4. A non-return valve assembly as claimed in Claim 1 wherein the first part has an angled seating at the base of the bore for a solid valve and below this a second valve seating for an elastomeric valve.

5. A non-return valve assembly as claimed in Claim 1 wherein the first part has a spigot on which are a series of external dimples that when impressed into a dimple recess within an internal surface a fourth part locks the units together during assembly.

6. A non-return valve assembly as claimed in Claim 1 wherein the second part of the assembly is an oscillating valve with guide fins for vertical operation within the diameter of the inlet bore of part 1, a solid valve face for secondary sealing, an elastomeric 0 ring valve retained in an annular groove and a solid valve base larger than the diameter of the 0 ring which restricts excessive lateral movement when oscillating between guide legs of part 4, the base having a shouldered blind aperature housing a compression spring.

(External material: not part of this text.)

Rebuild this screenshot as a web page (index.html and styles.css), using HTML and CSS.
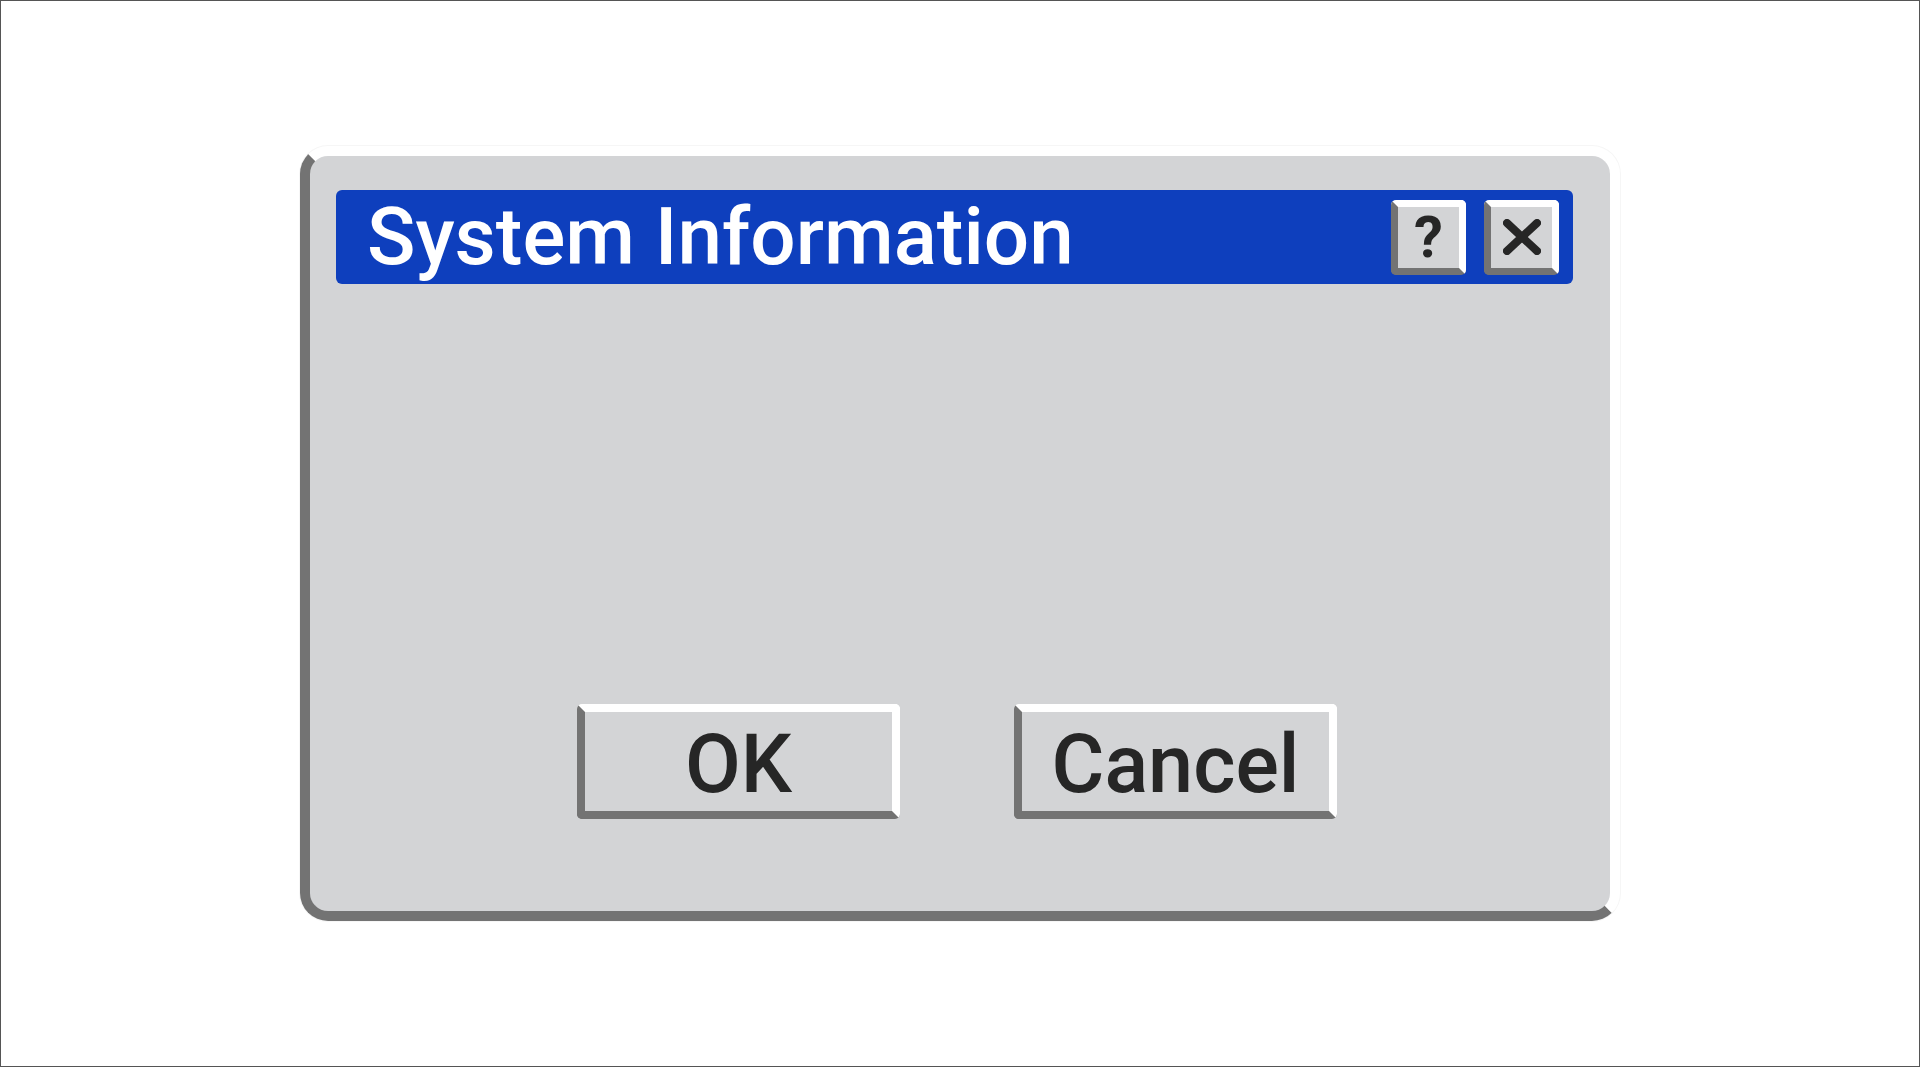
FILE: index.html
```html
<!DOCTYPE html>
<html lang="en">
<head>
<meta charset="utf-8">
<title>System Information</title>
<link rel="stylesheet" href="styles.css">
</head>
<body>
<div class="page">
  <div class="dialog">
    <div class="titlebar">
      <span class="title">System Information</span>
      <div class="tb-buttons">
        <div class="tb-btn"><span class="q">?</span></div>
        <div class="tb-btn">
          <svg class="x-icon" width="38" height="36" viewBox="0 0 38 36">
            <path d="M4 4 L34 32 M34 4 L4 32" stroke="#262626" stroke-width="8" stroke-linecap="round" fill="none"/>
          </svg>
        </div>
      </div>
    </div>
    <div class="actions">
      <div class="btn">OK</div>
      <div class="btn">Cancel</div>
    </div>
  </div>
</div>
</body>
</html>
```
FILE: styles.css
```css
html, body {
  margin: 0;
  padding: 0;
  background: #ffffff;
}
.page {
  box-sizing: border-box;
  width: 1920px;
  height: 1067px;
  border: 1px solid #555555;
  display: flex;
  align-items: center;
  justify-content: center;
  font-family: Roboto, "Liberation Sans", sans-serif;
}
.dialog {
  box-sizing: border-box;
  width: 1320px;
  height: 775px;
  border: 10px solid;
  border-color: #ffffff #ffffff #737373 #737373;
  border-radius: 28px;
  background: #d3d4d6;
  box-shadow: 0 0 0 1px #f6f6f6;
  padding: 34px 37px 0 26px;
  display: flex;
  flex-direction: column;
}
.titlebar {
  height: 94px;
  background: #0e3fbd;
  border-radius: 6px;
  display: flex;
  align-items: center;
  padding: 0 14px 0 31px;
}
.title {
  flex: 1;
  color: #ffffff;
  font-size: 80px;
  font-weight: 500;
  line-height: 1;
  white-space: nowrap;
}
.tb-buttons {
  display: flex;
  gap: 18px;
}
.tb-btn {
  box-sizing: border-box;
  width: 75px;
  height: 75px;
  border: 7px solid;
  border-color: #ffffff #ffffff #737373 #737373;
  border-radius: 5px;
  background: #d3d4d6;
  display: flex;
  align-items: center;
  justify-content: center;
}
.q {
  font-size: 58px;
  font-weight: 700;
  line-height: 1;
  color: #262626;
}
.actions {
  margin-top: 420px;
  display: flex;
  justify-content: center;
  gap: 114px;
  padding-left: 5px;
}
.btn {
  box-sizing: border-box;
  width: 323px;
  height: 115px;
  border: 8px solid;
  border-color: #ffffff #ffffff #737373 #737373;
  border-radius: 5px;
  background: #d3d4d6;
  display: flex;
  align-items: center;
  justify-content: center;
  padding-top: 5px;
  font-size: 81px;
  font-weight: 500;
  color: #262626;
  line-height: 1;
}
```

7. A non-return valve as claimed in Claim 6 wherein the third part is a loaded compression spring housed in the base of oscillating valve part 2 with the opposite end secured within a channel of part 4.

8. A non-return valve as claimed in preceding claims wherein the fourth part is a guide cage with vertical legs, a matching flange to part 1 with an internal dimple recess, a hollow domed buffer stop and channel to house the spring.

9. A non-return valve as claimed in preceding claims wherein the four parts when assembled and worked together as a sub unit assembly can be integrated in single or double valve casings of various configurations but in particular as a replacement sub-assembly in valve casings described in current Patent No 2179121.

10. A non-return valve sub assembly substantially described herein with reference to figures 1 to 8 of the accompanying drawings.